New Jersey courts have clearly affirmed that arbitration is a favored mechanism for resolving disputes between parties. To be enforced, however, an agreement to arbitrate must sufficiently explain that the parties are waiving their right to bring claims in court and must reflect that the parties have “clearly and unambiguously” agreed to its terms. The trilogy of cases discussed above demonstrates that New Jersey courts will not deem an agreement to arbitrate unenforceable if the agreement fails to specify an agreed-to arbitrator or arbitral forum, given that the New Jersey Arbitration Act can fill the gap for those procedures and they are not essential terms to the agreement to arbitrate.

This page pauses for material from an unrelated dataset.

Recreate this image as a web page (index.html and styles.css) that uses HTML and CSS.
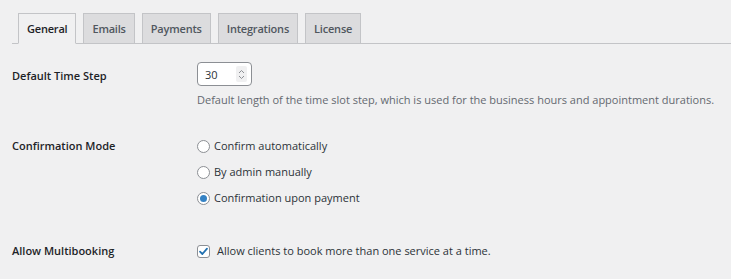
FILE: index.html
```html
<!DOCTYPE html>
<html>
<head>
<meta charset="utf-8">
<link rel="stylesheet" href="styles.css">
</head>
<body>
<div class="wrap">
  <nav class="tabs">
    <span class="tab active">General</span>
    <span class="tab">Emails</span>
    <span class="tab">Payments</span>
    <span class="tab">Integrations</span>
    <span class="tab">License</span>
  </nav>
  <div class="row row-step">
    <div class="label">Default Time Step</div>
    <div class="field">
      <div class="number">
        <span class="num-val">30</span>
        <span class="spin">
          <svg width="7" height="11" viewBox="0 0 7 11"><path d="M1 4 L3.5 1.5 L6 4" fill="none" stroke="#8c8f94" stroke-width="1"/><path d="M1 7 L3.5 9.5 L6 7" fill="none" stroke="#8c8f94" stroke-width="1"/></svg>
        </span>
      </div>
      <p class="desc">Default length of the time slot step, which is used for the business hours and appointment durations.</p>
    </div>
  </div>
  <div class="row row-mode">
    <div class="label">Confirmation Mode</div>
    <div class="field radios">
      <label class="opt"><span class="radio"></span>Confirm automatically</label>
      <label class="opt"><span class="radio"></span>By admin manually</label>
      <label class="opt"><span class="radio checked"></span>Confirmation upon payment</label>
    </div>
  </div>
  <div class="row row-multi">
    <div class="label">Allow Multibooking</div>
    <div class="field">
      <label class="opt"><span class="check"><svg width="11" height="11" viewBox="0 0 11 11"><path d="M2 5.6 L4.4 8 L9 2.6" fill="none" stroke="#2271b1" stroke-width="1.8" stroke-linecap="round" stroke-linejoin="round"/></svg></span>Allow clients to book more than one service at a time.</label>
    </div>
  </div>
</div>
</body>
</html>
```
FILE: styles.css
```css
html, body {
  margin: 0;
  padding: 0;
  background: #f0f0f1;
}
body {
  font-family: "Open Sans", "Noto Sans", sans-serif;
  font-size: 11px;
  color: #1d2327;
}
.wrap {
  padding-left: 12px;
  height: 279px;
  overflow: hidden;
}
.tabs {
  display: flex;
  padding-top: 13px;
  border-bottom: 1px solid #c3c4c7;
  padding-left: 6px;
}
.tab {
  box-sizing: border-box;
  height: 31px;
  line-height: 29px;
  padding: 0 8px;
  margin-right: 7px;
  margin-bottom: -1px;
  border: 1px solid #c3c4c7;
  background: #dcdcde;
  color: #50575e;
  font-weight: 600;
  font-size: 11px;
  letter-spacing: -0.2px;
}
.tab.active {
  background: #f0f0f1;
  color: #1d2327;
  border-bottom-color: #f0f0f1;
}
.row {
  display: flex;
}
.label {
  width: 185px;
  flex: none;
  font-weight: 600;
  font-size: 11px;
}
.row-step {
  margin-top: 18px;
}
.row-step .label {
  padding-top: 6px;
}
.number {
  box-sizing: border-box;
  width: 55px;
  height: 24px;
  border: 1px solid #8c8f94;
  border-radius: 4px;
  background: #fff;
  display: flex;
  align-items: center;
  justify-content: space-between;
  padding: 0 4px 0 7px;
}
.num-val {
  font-size: 11px;
  color: #2c3338;
}
.spin {
  display: flex;
  align-items: center;
  justify-content: center;
  width: 11px;
  height: 16px;
  background: #f0f0f1;
  border-radius: 2px;
}
.desc {
  margin: 6px 0 0;
  line-height: 16px;
  color: #646970;
  font-size: 11px;
}
.row-mode {
  margin-top: 30px;
}
.row-mode .label {
  line-height: 16px;
}
.radios {
  display: flex;
  flex-direction: column;
  gap: 10px;
}
.opt {
  display: flex;
  align-items: center;
  line-height: 16px;
  color: #2c3338;
}
.radio {
  box-sizing: border-box;
  width: 13px;
  height: 13px;
  border: 1px solid #8c8f94;
  border-radius: 50%;
  background: #fff;
  margin-right: 4px;
  display: flex;
  align-items: center;
  justify-content: center;
}
.radio.checked::after {
  content: "";
  width: 7px;
  height: 7px;
  border-radius: 50%;
  background: #3582c4;
}
.row-multi {
  margin-top: 37px;
}
.row-multi .label {
  line-height: 16px;
}
.check {
  box-sizing: border-box;
  width: 13px;
  height: 13px;
  border: 1px solid #8c8f94;
  border-radius: 3px;
  background: #fff;
  margin-right: 7px;
  display: flex;
  align-items: center;
  justify-content: center;
}
```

More importantly, the New Jersey Supreme Court provided a few guidelines to assist parties in drafting enforceable agreements to arbitrate in the future, and the following should be addressed for the court to conclude that the agreement to arbitrate is enforceable:

  1. “[A] detailed description of the contemplated arbitration in an arbitration agreement enhances the clarity of that agreement.” Flanzman, slip op. at 2.
  2. “If the parties identify a specific arbitrator or arbitrators or agree to retain an arbitrator affiliated with a given arbitration organization who will apply that organization’s rules, they may avoid future disputes.” Id. at 24–25.
  3. “[I]t may be advantageous for parties to designate in their agreement an arbitral organization but also provide an alternative method of choosing an organization should the parties’ primary choice be unavailable. . . . In many settings, such a provision could provide a sound and practical basis to proceed.” Id. at 2, 25.

With this explicit guidance, the court has clearly set the parameters for those looking to draft enforceable arbitration agreements, and heeding this guidance will ensure that your agreements to arbitrate are enforced.